The Wall Street Journal (WSJ) reported on January 7 that in 2016 senior officials from China offered to bail out 1MDB by using China’s influence to endeavor to stop an investigation from the United States and other countries on the multibillion-dollar money laundering and corruption scandal that rocked Malaysia.
The report was written by Tom Wright and Bradley Hope, WSJ reporters who wrote a book called Billion Dollar Whale about the scandal and in particular, Low Taek Jho, the high-flying Malaysian financier at the heart of the scandal.
The journalists reviewed minutes from meetings between Chinese and Malaysian officials that had not been disclosed before. The minutes showed that the Chinese leaders said they would endeavor to use their influence so that probes into the involvement of the cohorts of former Malaysian Prime Minister Najib Razak in the scandal would be dropped.
Moreover, Chinese officials also said that they would put recording devices into the offices and homes of WSJ reporters in Hong Kong who were looking into the 1MDB scandal, in order to ascertain the identities of their sources of information.
What China wanted in exchange were stakes in pipeline and railway projects for China’s One Belt, One Road program of building infrastructure overseas.
Though he has protested his innocence, Najib signed tens of billions of dollars worth of contracts with Chinese state companies, to be funded by Chinese banks and built by Chinese workers, within a short period after the meetings.
The former Prime Minister also met secretly with Chinese leaders in order to discuss allowing Chinese navy ships dock at two different ports in Malaysia. These plans did not push through, but they would have meant a great deal to China’s ambitions over the waters in the South China Sea.
While the projects that China proposed in Malaysia were “political in nature,” according to the WSJ, “it was imperative the public see them as market-driven.”
The WSJ reached out to the Chinese government information office for a comment on the story but has yet to receive an answer. However, since China posits that its Belt and Road projects are intended for mutually beneficial development, its Foreign Ministry denies that the money involved in the projects were involved in bailing out 1MDB.
But according to the documents that WSJ saw, some of the projects were financed at above-market values, and Malaysian investigators tend to think that the surplus was utilized in Najib’s political endeavors as well as to “cover maturing debts of 1MDB, a fund he set up in 2009 to finance local development.”
Najib’s successor, Dr. Mahathir Mohammad, has put a halt to these projects, and Najib is now facing multiple charges of corruption, money laundering, and others.
The documents in question were found in Najib’s office after he stepped down, and describe multibillion-dollar projects that would be financed by China’s state banks. “One, the $16 billion East Coast Rail Link, would be a railway across Malaysia connecting two ports.
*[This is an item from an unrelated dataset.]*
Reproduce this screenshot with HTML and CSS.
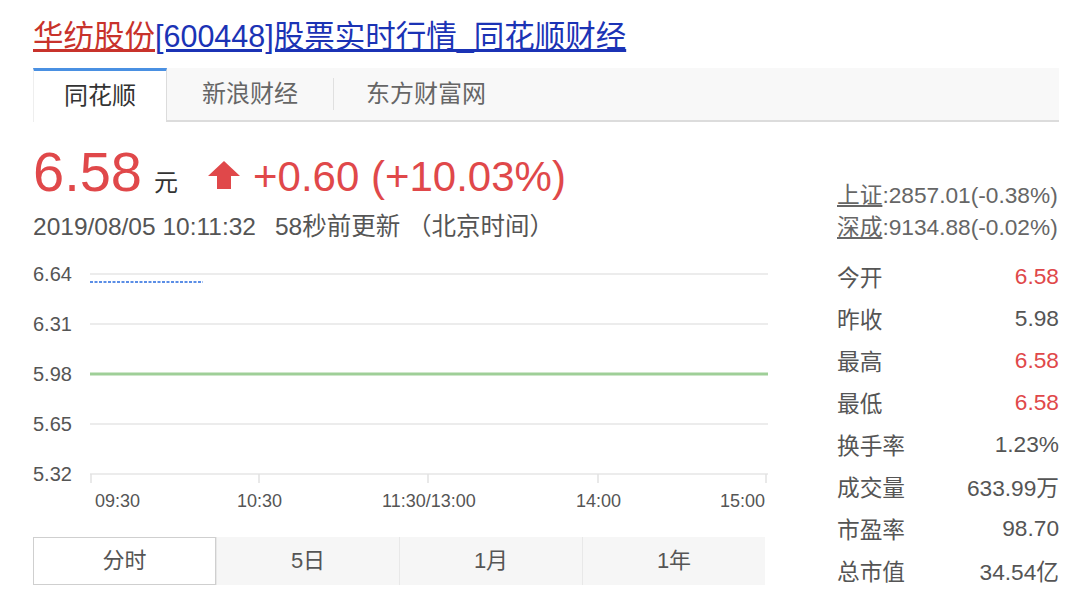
FILE: index.html
```html
<!DOCTYPE html>
<html lang="zh-CN">
<head>
<meta charset="utf-8">
<title>华纺股份[600448]股票实时行情</title>
<link rel="stylesheet" href="styles.css">
</head>
<body>
<div class="page">
  <h1 class="title"><a class="t-name" href="#">华纺股份</a><a class="t-rest" href="#">[600448]股票实时行情_同花顺财经</a></h1>
  <div class="tabs">
    <div class="tab active">同花顺</div>
    <div class="tab tab2">新浪财经</div>
    <span class="sep"></span>
    <div class="tab tab3">东方财富网</div>
  </div>
  <div class="main">
    <div class="left">
      <div class="price-row">
        <span class="price">6.58</span>
        <span class="unit">元</span>
        <svg class="arrow" width="32" height="28" viewBox="0 0 32 28"><polygon points="16,0 32,15 23,15 23,28 9,28 9,15 0,15" fill="#e0484a"/></svg>
        <span class="change">+0.60 (+10.03%)</span>
      </div>
      <div class="date">2019/08/05 10:11:32<span class="ago">58秒前更新</span> （北京时间）</div>
      <div class="chart">
        <div class="yaxis">
          <span>6.64</span><span>6.31</span><span>5.98</span><span>5.65</span><span>5.32</span>
        </div>
        <svg class="plot" width="678" height="220" viewBox="0 0 678 220">
          <g stroke="#ececec" stroke-width="2">
            <line x1="0" y1="10" x2="678" y2="10"/>
            <line x1="0" y1="60" x2="678" y2="60"/>
            <line x1="0" y1="110" x2="678" y2="110"/>
            <line x1="0" y1="160" x2="678" y2="160"/>
            <line x1="0" y1="210" x2="678" y2="210"/>
          </g>
          <g stroke="#e2e2e2" stroke-width="1.5">
            <line x1="1" y1="210" x2="1" y2="219"/>
            <line x1="169" y1="210" x2="169" y2="219"/>
            <line x1="338" y1="210" x2="338" y2="219"/>
            <line x1="508" y1="210" x2="508" y2="219"/>
            <line x1="676" y1="210" x2="676" y2="219"/>
          </g>
          <line x1="0" y1="110" x2="678" y2="110" stroke="#9fcf98" stroke-width="3"/>
          <line x1="0" y1="18" x2="113" y2="18" stroke="#5b8ee6" stroke-width="2" stroke-dasharray="3 1.5"/>
        </svg>
      </div>
      <div class="xaxis">
        <span class="x1">09:30</span>
        <span class="x2">10:30</span>
        <span class="x3">11:30/13:00</span>
        <span class="x4">14:00</span>
        <span class="x5">15:00</span>
      </div>
      <div class="periods">
        <div class="period on">分时</div>
        <div class="period">5日</div>
        <div class="period">1月</div>
        <div class="period">1年</div>
      </div>
    </div>
    <div class="right">
      <div class="idx"><a href="#" class="idx-name">上证</a>:2857.01(-0.38%)</div>
      <div class="idx"><a href="#" class="idx-name">深成</a>:9134.88(-0.02%)</div>
      <div class="stats">
        <div class="row"><span>今开</span><span class="up">6.58</span></div>
        <div class="row"><span>昨收</span><span>5.98</span></div>
        <div class="row"><span>最高</span><span class="up">6.58</span></div>
        <div class="row"><span>最低</span><span class="up">6.58</span></div>
        <div class="row"><span>换手率</span><span>1.23%</span></div>
        <div class="row"><span>成交量</span><span>633.99万</span></div>
        <div class="row"><span>市盈率</span><span>98.70</span></div>
        <div class="row"><span>总市值</span><span>34.54亿</span></div>
      </div>
    </div>
  </div>
</div>
</body>
</html>
```
FILE: styles.css
```css
body {
  margin: 0;
  background: #fff;
  color: #333;
  font-family: "Liberation Sans", "Noto Sans CJK SC", sans-serif;
}
.page {
  padding: 19px 0 0 33px;
  width: 1026px;
}
.title {
  margin: 0;
  font-size: 30.5px;
  font-weight: normal;
  line-height: 34px;
  white-space: nowrap;
}
.t-name { color: #c8322b; }
.t-rest { color: #1b33b5; }

.tabs {
  margin-top: 15px;
  height: 52px;
  display: flex;
  align-items: center;
  background: #f8f8f8;
  border-bottom: 2px solid #dcdcdc;
}
.tab {
  font-size: 24px;
  line-height: 52px;
  color: #666;
  text-align: center;
}
.tab.active {
  box-sizing: border-box;
  width: 134px;
  height: 54px;
  margin-bottom: -2px;
  align-self: flex-start;
  line-height: 49px;
  background: #fff;
  color: #333;
  border-top: 3px solid #4a90e2;
  border-left: 1px solid #eee;
  border-right: 1px solid #dcdcdc;
}
.tab2 { width: 166px; }
.sep {
  width: 1px;
  height: 32px;
  background: #e0e0e0;
}
.tab3 { padding-left: 32px; }

.main { display: flex; }
.left { width: 735px; }
.right { width: 222px; margin-left: 69px; padding-top: 57px; }

.price-row {
  margin-top: 20px;
  height: 60px;
  display: flex;
  align-items: baseline;
  color: #e0484a;
}
.price { font-size: 56px; line-height: 60px; }
.unit { font-size: 24px; color: #333; margin-left: 12px; }
.arrow { margin-left: 30px; align-self: center; margin-top: 6px; }
.change { font-size: 42px; margin-left: 13px; }

.date {
  margin-top: 11px;
  font-size: 24.5px;
  line-height: 28px;
  color: #555;
  white-space: nowrap;
}
.ago { margin-left: 19px; }

.chart {
  margin-top: 23px;
  display: flex;
}
.yaxis {
  width: 57px;
  display: flex;
  flex-direction: column;
  gap: 30px;
  font-size: 20px;
  line-height: 20px;
  color: #555;
}
.plot { display: block; }

.xaxis {
  margin: 6px 0 0 57px;
  width: 678px;
  display: grid;
  grid-template-columns: repeat(8, 1fr);
  font-size: 18px;
  line-height: 22px;
  color: #555;
}
.x1 { grid-column: 1; padding-left: 5px; }
.x2 { grid-column: 2 / 4; text-align: center; }
.x3 { grid-column: 4 / 6; text-align: center; }
.x4 { grid-column: 6 / 8; text-align: center; }
.x5 { grid-column: 8; text-align: right; padding-right: 3px; }

.periods {
  margin-top: 25px;
  width: 732px;
  height: 48px;
  display: grid;
  grid-template-columns: repeat(4, 1fr);
  background: #f6f6f6;
}
.period {
  font-size: 22px;
  line-height: 48px;
  text-align: center;
  color: #555;
  border-left: 1px solid #e8e8e8;
}
.period.on {
  box-sizing: border-box;
  background: #fff;
  border: 1px solid #cfcfcf;
  line-height: 46px;
}

.idx {
  font-size: 22.7px;
  line-height: 32px;
  color: #666;
  white-space: nowrap;
}
.idx-name { color: #666; }
.stats { margin-top: 12px; }
.row {
  height: 42px;
  display: flex;
  justify-content: space-between;
  align-items: center;
  font-size: 22.7px;
  color: #555;
}
.row .up { color: #e0484a; }
```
The other, the $2.5 billion Trans Sabah Gas Pipeline, would be built partly on Malaysia’s portion of the island of Borneo.”
China supported Najib in the last elections, with the ambassador from Beijing campaigning with candidates from Najib’s coalition. After Mahathir won the election, the current Prime Minister has been in talks with China for the return to Malaysia of Low Taek Jho, as well as new terms for a railroad project began under Najib’s term. Several of the projects from that time are currently idle.